Regardless, Hamas and the Islamist social sector has established itself as a viable alternative for key social programs that are needed in Gaza in these devastating times. The Israeli blockade and the PA’s lack of resources has left Palestinian social and welfare programs in shambles, and Hamas, for better or worse, has actively stepped in. “One excellent example [of an effective Hamas-led service],” says Roy, “is the al-Wafa Medical Rehabilitation Hospital (al-Wafa), which Israel destroyed during the early days of the current offensive.”

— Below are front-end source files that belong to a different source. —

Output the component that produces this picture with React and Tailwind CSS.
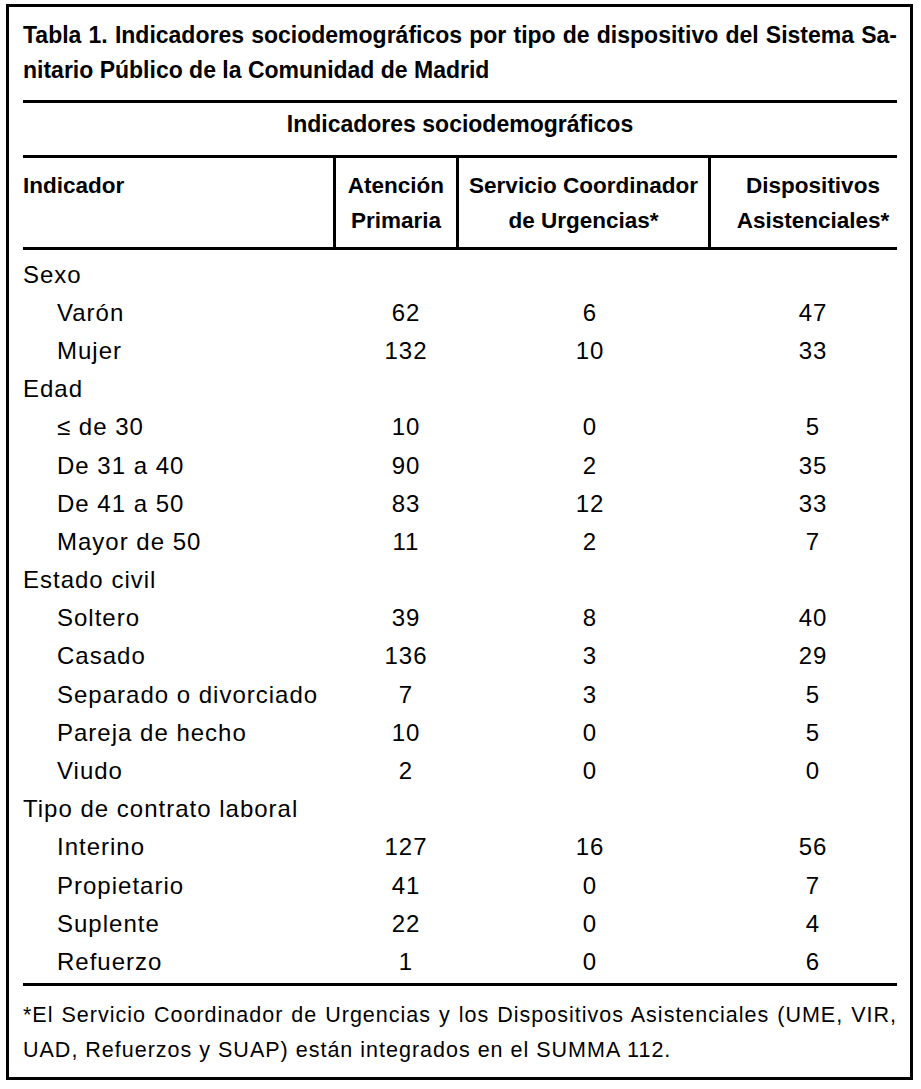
import React from "react";

const rows = [
  { l: "Sexo" },
  { l: "Varón", v: ["62", "6", "47"] },
  { l: "Mujer", v: ["132", "10", "33"] },
  { l: "Edad" },
  { l: "≤ de 30", v: ["10", "0", "5"] },
  { l: "De 31 a 40", v: ["90", "2", "35"] },
  { l: "De 41 a 50", v: ["83", "12", "33"] },
  { l: "Mayor de 50", v: ["11", "2", "7"] },
  { l: "Estado civil" },
  { l: "Soltero", v: ["39", "8", "40"] },
  { l: "Casado", v: ["136", "3", "29"] },
  { l: "Separado o divorciado", v: ["7", "3", "5"] },
  { l: "Pareja de hecho", v: ["10", "0", "5"] },
  { l: "Viudo", v: ["2", "0", "0"] },
  { l: "Tipo de contrato laboral" },
  { l: "Interino", v: ["127", "16", "56"] },
  { l: "Propietario", v: ["41", "0", "7"] },
  { l: "Suplente", v: ["22", "0", "4"] },
  { l: "Refuerzo", v: ["1", "0", "6"] },
];

export default function App() {
  return (
    <div className="min-h-[1089px] bg-white pt-[4px] pl-[6px] font-['Liberation_Sans',Arial,sans-serif] text-black">
      <div className="w-[907px] h-[1076px] border-[3px] border-black pl-[14px] pr-[13px] pt-[11px]">
        {/* Title */}
        <div className="pb-[12px] border-b-[3px] border-black text-[23px] leading-[35px] font-bold">
          <div className="[text-align-last:justify] text-justify whitespace-nowrap">
            Tabla 1. Indicadores sociodemográficos por tipo de dispositivo del Sistema Sa-
          </div>
          <div>nitario Público de la Comunidad de Madrid</div>
        </div>
        {/* Subheader */}
        <div className="pt-[4px] pb-[13px] text-center text-[23px] leading-[35px] font-bold">
          Indicadores sociodemográficos
        </div>
        {/* Header */}
        <div className="grid grid-cols-[313px_123px_252px_186px] border-t-[3px] border-b-[3px] border-black text-[22.5px] leading-[35px] font-bold">
          <div className="border-r-[3px] border-black py-[9.5px]">Indicador</div>
          <div className="border-r-[3px] border-black py-[9.5px] text-center">
            <div>Atención</div>
            <div>Primaria</div>
          </div>
          <div className="border-r-[3px] border-black py-[9.5px] text-center">
            <div>Servicio Coordinador</div>
            <div>de Urgencias*</div>
          </div>
          <div className="py-[9.5px] pl-[18px] text-center">
            <div>Dispositivos</div>
            <div>Asistenciales*</div>
          </div>
        </div>
        {/* Body */}
        <div className="pt-[5.6px] pb-[1.6px] text-[24px] leading-[38.2px] tracking-[1px]">
          {rows.map((r, i) => (
            <div key={i} className="grid grid-cols-[313px_123px_252px_186px] h-[38.2px]">
              <div className={r.v ? "pl-[34px] whitespace-nowrap" : "whitespace-nowrap"}>{r.l}</div>
              <div className="pl-[17px] text-center">{r.v ? r.v[0] : ""}</div>
              <div className="pl-[10px] text-center">{r.v ? r.v[1] : ""}</div>
              <div className="pl-[18px] text-center">{r.v ? r.v[2] : ""}</div>
            </div>
          ))}
        </div>
        {/* Footer */}
        <div className="border-t-[3px] border-black pt-[12.7px] text-[21.5px] leading-[35px] tracking-[1px]">
          <div className="[text-align-last:justify] text-justify whitespace-nowrap">
            *El Servicio Coordinador de Urgencias y los Dispositivos Asistenciales (UME, VIR,
          </div>
          <div className="whitespace-nowrap">UAD, Refuerzos y SUAP) están integrados en el SUMMA 112.</div>
        </div>
      </div>
    </div>
  );
}
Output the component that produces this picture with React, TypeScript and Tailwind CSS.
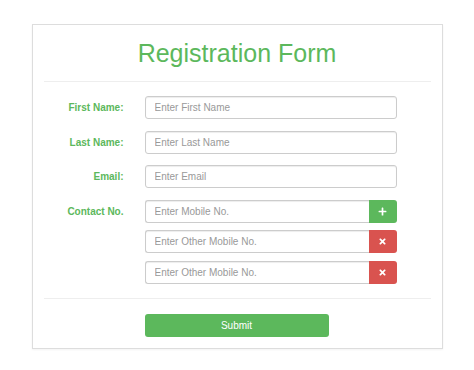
import { FaPlus, FaTimes } from "react-icons/fa";

const inputClass =
  "h-[23px] border border-[#cccccc] bg-white px-[9px] text-[10px] text-[#555] placeholder:text-[#999] outline-none shadow-[inset_0_1px_1px_rgba(0,0,0,0.075)]";

const Label = ({ children }: { children: React.ReactNode }) => (
  <label className="flex h-[23px] w-[80px] shrink-0 items-center justify-end text-[10px] font-bold text-[#5cb85c]">
    {children}
  </label>
);

const FieldRow = ({ label, placeholder }: { label: string; placeholder: string }) => (
  <div className="flex items-start gap-[21px]">
    <Label>{label}</Label>
    <input className={`${inputClass} w-[252px] rounded-[3px]`} placeholder={placeholder} />
  </div>
);

const PhoneInput = ({ placeholder, add }: { placeholder: string; add?: boolean }) => (
  <div className="flex w-[252px]">
    <input className={`${inputClass} min-w-0 flex-1 rounded-l-[3px] border-r-0`} placeholder={placeholder} />
    <button
      type="button"
      className={`flex h-[23px] w-[28px] shrink-0 items-center justify-center rounded-r-[3px] text-white ${
        add ? "bg-[#5cb85c]" : "bg-[#d9534f]"
      }`}
    >
      {add ? <FaPlus className="h-[9px] w-[9px]" /> : <FaTimes className="h-[9px] w-[9px]" />}
    </button>
  </div>
);

export default function App() {
  return (
    <div className="min-h-screen bg-white pt-[24px] [font-family:'Liberation_Sans',Arial,sans-serif]">
      <div className="mx-auto w-[411px] border border-[#dddddd] bg-white px-[11px] pb-[11px] shadow-[0_1px_2px_rgba(0,0,0,0.05)]">
        <div className="flex h-[56px] items-center justify-center">
          <h1 className="text-[25px] leading-none text-[#5cb85c]">Registration Form</h1>
        </div>
        <div className="border-t border-[#eeeeee]" />

        <form className="mt-[14px] flex flex-col gap-[11.5px]">
          <FieldRow label="First Name:" placeholder="Enter First Name" />
          <FieldRow label="Last Name:" placeholder="Enter Last Name" />
          <FieldRow label="Email:" placeholder="Enter Email" />
          <div className="flex items-start gap-[21px]">
            <Label>Contact No.</Label>
            <div className="flex flex-col gap-[7.7px]">
              <PhoneInput placeholder="Enter Mobile No." add />
              <PhoneInput placeholder="Enter Other Mobile No." />
              <PhoneInput placeholder="Enter Other Mobile No." />
            </div>
          </div>
        </form>

        <div className="mt-[14px] border-t border-[#eeeeee]" />
        <div className="mt-[13px] pl-[101px]">
          <button
            type="button"
            className="h-[23px] w-[184px] rounded-[3px] bg-[#5cb85c] text-[10px] text-white"
          >
            Submit
          </button>
        </div>
      </div>
    </div>
  );
}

Al-Wafa was widely known as a Hamas institution that provided important and necessary specialized social and medical services. Roy writes in her book, Hamas and Civil Society in Gaza: Engaging the Islamist Social Sector, “By 2007, al-Wafa remained the only facility providing extensive medical care—including psychosocial support and community reintegration programs—for severely disabled Palestinians in the Gaza Strip.” When the PA and other social service networks were unable to provide, Hamas found a way to establish a professional and reputable institution that administered much needed aid to vulnerable Palestinians.
Current socio-economic conditions continue to call for these essential programs and services. Gaza is incredibly densely populated with 1.8 million people packed into territory that is only 25 miles long and 7 miles wide, according to co-director of the Brookings-LSE Project on Internal Displacement Elizabeth Ferris.
Gaza’s unemployment rate is at a staggering 50 percent. A majority of Gaza’s population requires international humanitarian aid, but Israeli policies have limited the flow of these basic goods. When the situation is desperate, the population will turn to charities for aid, no matter who’s behind those charities.
Hamas is not just a one-dimensional terrorist organization. It is also a group that takes on political, cultural, and social functions. All together, these aspects make Hamas a powerful community actor. Whether friend or foe, one cannot deny Hamas’ social prowess.
Hamas’ complex roles in charity and violence raise difficult policy dilemmas. Simply eradicating Hamas-led social welfare programs would hardly eliminate Hamas’ influence. It has established some legitimacy in Gaza, though recently in the wake of continued violence, this is waning. If the international community wishes to continue attacking and shutting off Hamas’ social welfare programs, it will also need to establish social services equally effective or superior to those group has provided. Only then can the international community weaken a group that, while providing some assistance in the region, has put it at overwhelming risk.
Lara Pham is an editorial assistant at World Policy Journal and a master’s candidate in international affairs at Columbia University’s School of International and Public Affairs.